Carefully installed in the Len Lye Centre so that pertinent aspects of the current work easily resonate with Lye's historic contributions, the various cross connections soon become obvious to the attentive visitor. There is a lovely suite of ongoing ‘conversations' at play here. Actually ‘lovely' sounds a bit tame. This show - as a group of works by invited artists - is brilliant.

New Plymouth

 

Len Lye, Ross Manning, Žilvinas Kempinas, Rebecca Baumann, Taree MacKenzie
Set in Motion
Curated by Sarah Wall

 

3 September - 27 November 2016

A group show centred around the exuberant and popular 1952 Len Lye film Colour Cry, and also his whirling black and white ‘harmonic’ Zebra (1965, reconstructed 2009), the four other (mainly Australian) contemporary artists - organised by assistant Len Lye curator Sarah Wall - draw out Lye’s love of transparent saturated colour, dancing pattern and ‘spontaneous’ movement. Carefully installed in the Len Lye Centre so that pertinent aspects of the current work easily resonate with Lye’s historic contributions, the various cross connections soon become obvious to the attentive visitor. There is a lovely suite of ongoing ‘conversations’ at play here. Actually ‘lovely’ sounds a bit tame. This show - as a group of works by invited artists - is brilliant.
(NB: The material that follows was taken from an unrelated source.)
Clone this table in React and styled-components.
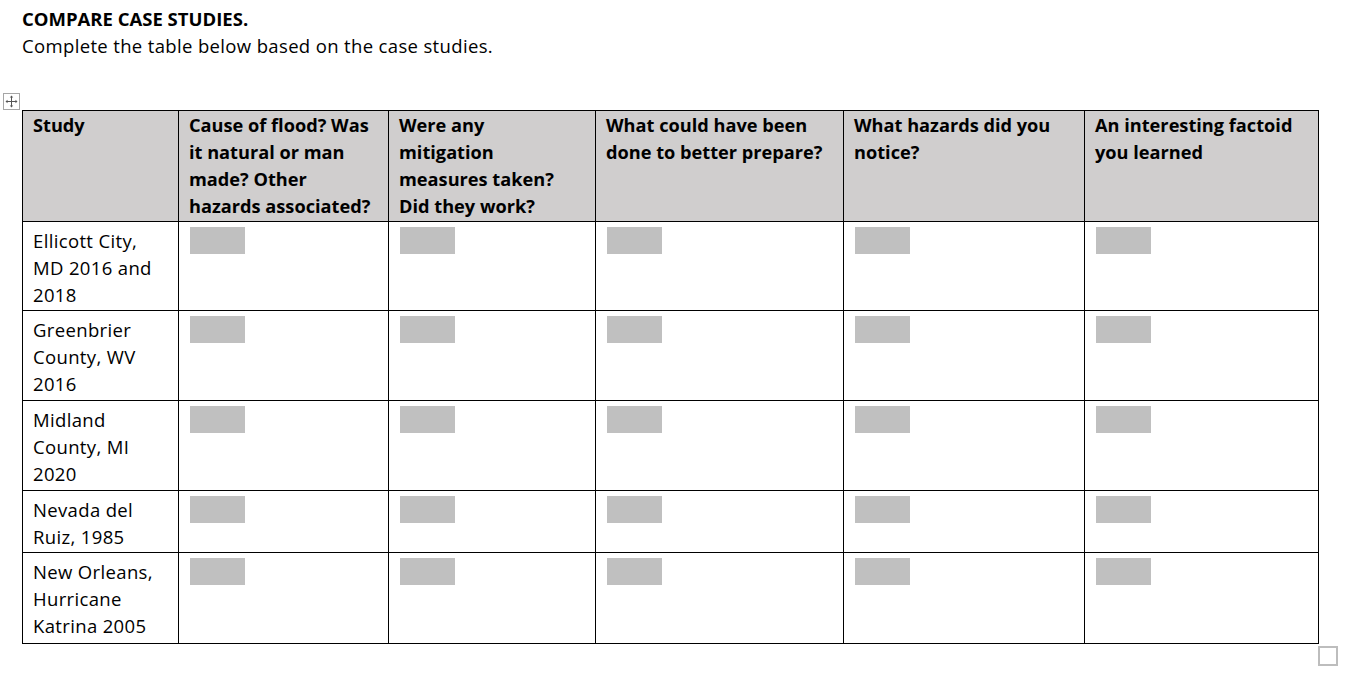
import React from 'react'
import styled, { createGlobalStyle } from 'styled-components'

const GlobalStyle = createGlobalStyle`
  html, body {
    margin: 0;
    padding: 0;
    background: #ffffff;
  }
  body {
    font-family: "Open Sans", "Noto Sans", sans-serif;
    color: #000000;
  }
`

const Page = styled.div`
  padding: 5px 0 0 0;
  font-size: 18.5px;
  line-height: 27px;
  letter-spacing: 0.35px;
`

const Intro = styled.div`
  padding-left: 22px;
`

const Title = styled.div`
  font-weight: 700;
  letter-spacing: 0;
`

const Lead = styled.div``

const Handle = styled.div`
  margin: 34px 0 0 3px;
  width: 15px;
  height: 15px;
  border: 1px solid #a6a6a6;
  display: flex;
  align-items: center;
  justify-content: center;
  background: #ffffff;
`

const Grid = styled.table`
  margin-left: 22px;
  border-collapse: collapse;
  table-layout: fixed;
  width: 1296px;
`

const Head = styled.th`
  background: #d0cece;
  border: 1px solid #000000;
  font-weight: 700;
  font-size: 18.2px;
  letter-spacing: 0;
  text-align: left;
  vertical-align: top;
  padding: 1px 4px 1px 10px;
  height: 108px;
  box-sizing: content-box;
  white-space: nowrap;
`

const Cell = styled.td`
  border: 1px solid #000000;
  vertical-align: top;
  padding: 5px 4px ${p => p.$bottom}px 10px;
  text-align: left;
  white-space: nowrap;
`

const Line = styled.div`
  height: 27px;
`

const Field = styled.span`
  display: block;
  width: 55px;
  height: 27px;
  background: #c0c0c0;
  margin-left: 1px;
`

const Corner = styled.div`
  margin: 2px 0 0 1318px;
  width: 16px;
  height: 16px;
  border: 2px solid #bdbdbd;
  background: #ffffff;
`

const columns = [
  { w: 156, label: ['Study'] },
  { w: 210, label: ['Cause of flood? Was', 'it natural or man', 'made? Other', 'hazards associated?'] },
  { w: 207, label: ['Were any', 'mitigation', 'measures taken?', 'Did they work?'] },
  { w: 248, label: ['What could have been', 'done to better prepare?'] },
  { w: 241, label: ['What hazards did you', 'notice?'] },
  { w: 234, label: ['An interesting factoid', 'you learned'] },
]

const studies = [
  { bottom: 2, lines: ['Ellicott City,', 'MD 2016 and', '2018'] },
  { bottom: 3, lines: ['Greenbrier', 'County, WV', '2016'] },
  { bottom: 3, lines: ['Midland', 'County, MI', '2020'] },
  { bottom: 2, lines: ['Nevada del', 'Ruiz, 1985'] },
  { bottom: 4, lines: ['New Orleans,', 'Hurricane', 'Katrina 2005'] },
]

const MoveIcon = () => (
  <svg width="13" height="13" viewBox="0 0 13 13" fill="none">
    <path d="M6.5 1v11M1 6.5h11" stroke="#555" strokeWidth="1" />
    <path d="M6.5 0.5L4.8 2.5h3.4zM6.5 12.5L4.8 10.5h3.4zM0.5 6.5L2.5 4.8v3.4zM12.5 6.5L10.5 4.8v3.4z" fill="#555" />
  </svg>
)

const Lines = ({ items }) => items.map((l, k) => <Line key={k}>{l}</Line>)

const App = () => {
  return (
    <Page>
      <GlobalStyle />
      <Intro>
        <Title>COMPARE CASE STUDIES.</Title>
        <Lead>Complete the table below based on the case studies.</Lead>
      </Intro>
      <Handle>
        <MoveIcon />
      </Handle>
      <Grid>
        <colgroup>
          {columns.map((c, i) => (
            <col key={i} style={{ width: c.w }} />
          ))}
        </colgroup>
        <thead>
          <tr>
            {columns.map((c, i) => (
              <Head key={i}>
                <Lines items={c.label} />
              </Head>
            ))}
          </tr>
        </thead>
        <tbody>
          {studies.map((s, r) => (
            <tr key={r}>
              <Cell $bottom={s.bottom}>
                <Lines items={s.lines} />
              </Cell>
              {columns.slice(1).map((c, i) => (
                <Cell key={i} $bottom={s.bottom}>
                  <Field />
                </Cell>
              ))}
            </tr>
          ))}
        </tbody>
      </Grid>
      <Corner />
    </Page>
  )
}

export default App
Most Lye enthusiasts I think would agree that Colour Cry is a particularly striking work, a favourite film that is haunting aurally with Sonny Terry’s voice and harmonica, and danceable visually with the rolling diagonal columns of coloured bands leaping about, and various gorgeous patterns and textures. However Lye is a particularly physical artist and here (unusually) the projection is too small. (It uses a real - nondigital - projector for the 16mm film, and that projector almost upstages the film, becoming a freestanding sculpture.) The projection is big enough to allow connections with other works to be made palpable intellectually, but it doesn’t ‘cook’ bodily like it ought to. Much of its potential for creating pleasure is lost. Visitors not familiar with Lye’s work might be mystified.

I’ve gone on about this, yet all is not lost. Not remotely. Rebecca Baumann‘s Once More with Feeling is a wonderfully joyous companion for Colour Cry, with its linear array of 37 revolving vertical prisms scattering colour beams split off (from a solitary carefully angled theatre spot) to hit opposite walls. Craftily positioned so that diffuse rainbow hues (three combinations in sequence) go through the doorway of its small room to hit the same wall beyond as the projected Colour Cry rectangle, this is clever curating and feasibly the rationale for Colour Cry‘s projection and scale.

Another clever incorporation is Taree MacKenzie’s Black Line Formation, which uses a live video of a black balsa maquette (a witty allusion perhaps to the Australian sculptor Robert Klippel) rotating on a turntable with a white lightbox as a backdrop. The effect is that three dimensional space is flattened out when the image appears in isolation on the monitor. This makes separate - but visually overlapping - diagonals blend together and reference Colour Cry‘s faster staccato rhythms.

Ross Manning’s configuration of six varieties of overhead projector, all aiming beams of changing coloured light into the long vertical crease of the high-ceilinged gallery’s corner, is also an inspired choice. Each machine is accompanied by two rollers which turn a suspended loop of Sellotaped strips of transparent gel, ensuring its flickering projection slowly spreads, oscillates and mingles with others on the same or opposite wall.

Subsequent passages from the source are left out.